The bread in question is actually easy to make but time is a huge factor. A few ingredients are merely mixed together and left to rise on their own. The problem: the first rise is at least 12 hours. Obviously this requires a bit of advance planning if I am going to serve bread and butter for lunch.
The other day I only had wheat bread from the store left in the drawer. I managed to talk Declan into eating a yummy grilled cheese and ham with lots of butter on the bread. He sat down in front of the t.v. eager to enjoy his chocolate milk, sandwich and an new fangled episode of Batman "with wings". He said "Thank you" and took a big gulp of milk, his eyes glued to the t.v. A few seconds later, from the kitchen I could hear him whine, "AAAWWWW! This isn't the bread!" I can't believe I actually had to explain to him that mommy can't always make the special bread. And when he bent his head down and began to pout, I recovered quickly before he could whine again, "But I'll try and make it tomorrow, o.k.?"

This bread recipe is supposed to be baked as a large loaf in a preheated dutch oven. It's from Jim Lahey's "My Bread". (It's definitely worth purchasing the book for all the other great recipes, too!) I have made it that way and it's quite delicious, perfect for a larger group. It also has a chewier, thicker crust.

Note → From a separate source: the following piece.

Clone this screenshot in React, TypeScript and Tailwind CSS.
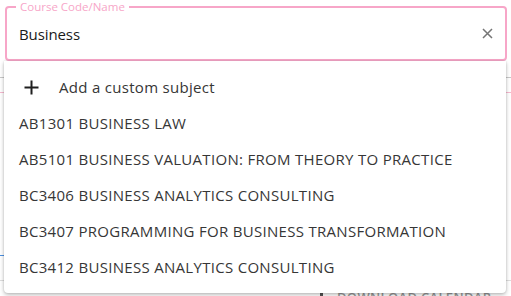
import React from "react";

const items = [
  "AB1301 BUSINESS LAW",
  "AB5101 BUSINESS VALUATION: FROM THEORY TO PRACTICE",
  "BC3406 BUSINESS ANALYTICS CONSULTING",
  "BC3407 PROGRAMMING FOR BUSINESS TRANSFORMATION",
  "BC3412 BUSINESS ANALYTICS CONSULTING",
];

export default function App() {
  return (
    <div
      className="relative w-[511px] h-[296px] overflow-hidden bg-white"
      style={{ fontFamily: '"Open Sans", "Noto Sans", sans-serif' }}
    >
      {/* background page lines */}
      <div className="flex flex-col">
        <div className="h-[78px] border-b border-[#c8c8c8]" />
        <div className="h-[15px] border-b border-[#f6b8cf]" />
        <div className="h-[163px] border-b border-[#4a90e2] w-[12px]" />
        <div className="h-[25px] border-b border-[#dddddd]" />
        <div className="flex items-center gap-[14px] pl-[320px] pt-[7px] text-[13px] font-semibold text-[#9a9a9a] tracking-wide">
          <span className="w-[3px] h-[12px] bg-[#555]" />
          <span>DOWNLOAD CALENDAR</span>
        </div>
      </div>

      {/* input */}
      <div className="absolute left-[5px] top-[6px] w-[502px] h-[55px] rounded-[4px] border-2 border-[#f7a6c8] bg-white flex items-center pl-[12px] pr-[12px]">
        <span className="absolute left-[9px] top-[-8px] bg-white px-[4px] text-[11.5px] leading-[14px] text-[#f7a6c8]">
          Course Code/Name
        </span>
        <span className="flex-1 text-[15px] tracking-[-0.1px] text-[#1a1a1a] pt-[1px]">Business</span>
        <svg width="11" height="11" viewBox="0 0 11 11">
          <path d="M1 1 L10 10 M10 1 L1 10" stroke="#757575" strokeWidth="1.5" />
        </svg>
      </div>

      {/* dropdown */}
      <div className="absolute left-[4px] top-[61px] w-[502px] h-[232px] bg-white rounded-b-[4px] shadow-[0_2px_4px_rgba(0,0,0,0.25),0_0_2px_rgba(0,0,0,0.15)] flex flex-col pt-[8px] text-[15px] tracking-[0.3px] text-[#363636]">
        <div className="h-[36px] flex items-center pl-[20px]">
          <svg width="15" height="15" viewBox="0 0 15 15">
            <path d="M7.5 0.5 V14.5 M0.5 7.5 H14.5" stroke="#1f1f1f" strokeWidth="2" />
          </svg>
          <span className="ml-[20px]">Add a custom subject</span>
        </div>
        {items.map((t) => (
          <div key={t} className="h-[36px] flex items-center pl-[15px]">
            {t}
          </div>
        ))}
      </div>
    </div>
  );
}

I now separate the dough into 4 small free form loaves which yields a softer crust.

Special Bread (Shaped like Declan's head)

450 grams all purpose flour (I like to weigh the flour),or about 3 1/2 cups
1/2 teaspoon yeast
1 1/4 teaspoons salt
1 1/3-1 2/3 cups warm water

Mix flour, yeast and salt in a large mixing bowl. Slowly incorporate water until a dough is formed. (It will be hard to mix, don't add too much water.) The dough will be slightly dry. Cover tightly with plastic wrap and leave in a warm area away from drafts. Let rest for 12-18 hours. At this point, the dough should be bubbly, doubled in size and sticky. Grease a cookie sheet. Remove dough with a rubber spatula onto a generously floured board. Using spatula (or scraper) turn the dough over so that all sides are coated with flour. Do not knead!!! Cut into 4 equal pieces. Gently form each piece into a ball shape by tucking edges under and place on greased cookie sheet. Sprinkle the top of each ball with about 1 tablespoon flour. Place a towel on top and let rise again for two hours in a warm spot. (Be sure to use enough flour on top of dough so that the towel will not stick.) After two hours, preheat the oven to 475 degrees. Slash tops of loaves with a sharp knife and cook for 10-15 minutes until light brown. Remove to wire rack to cool. Share if you want to.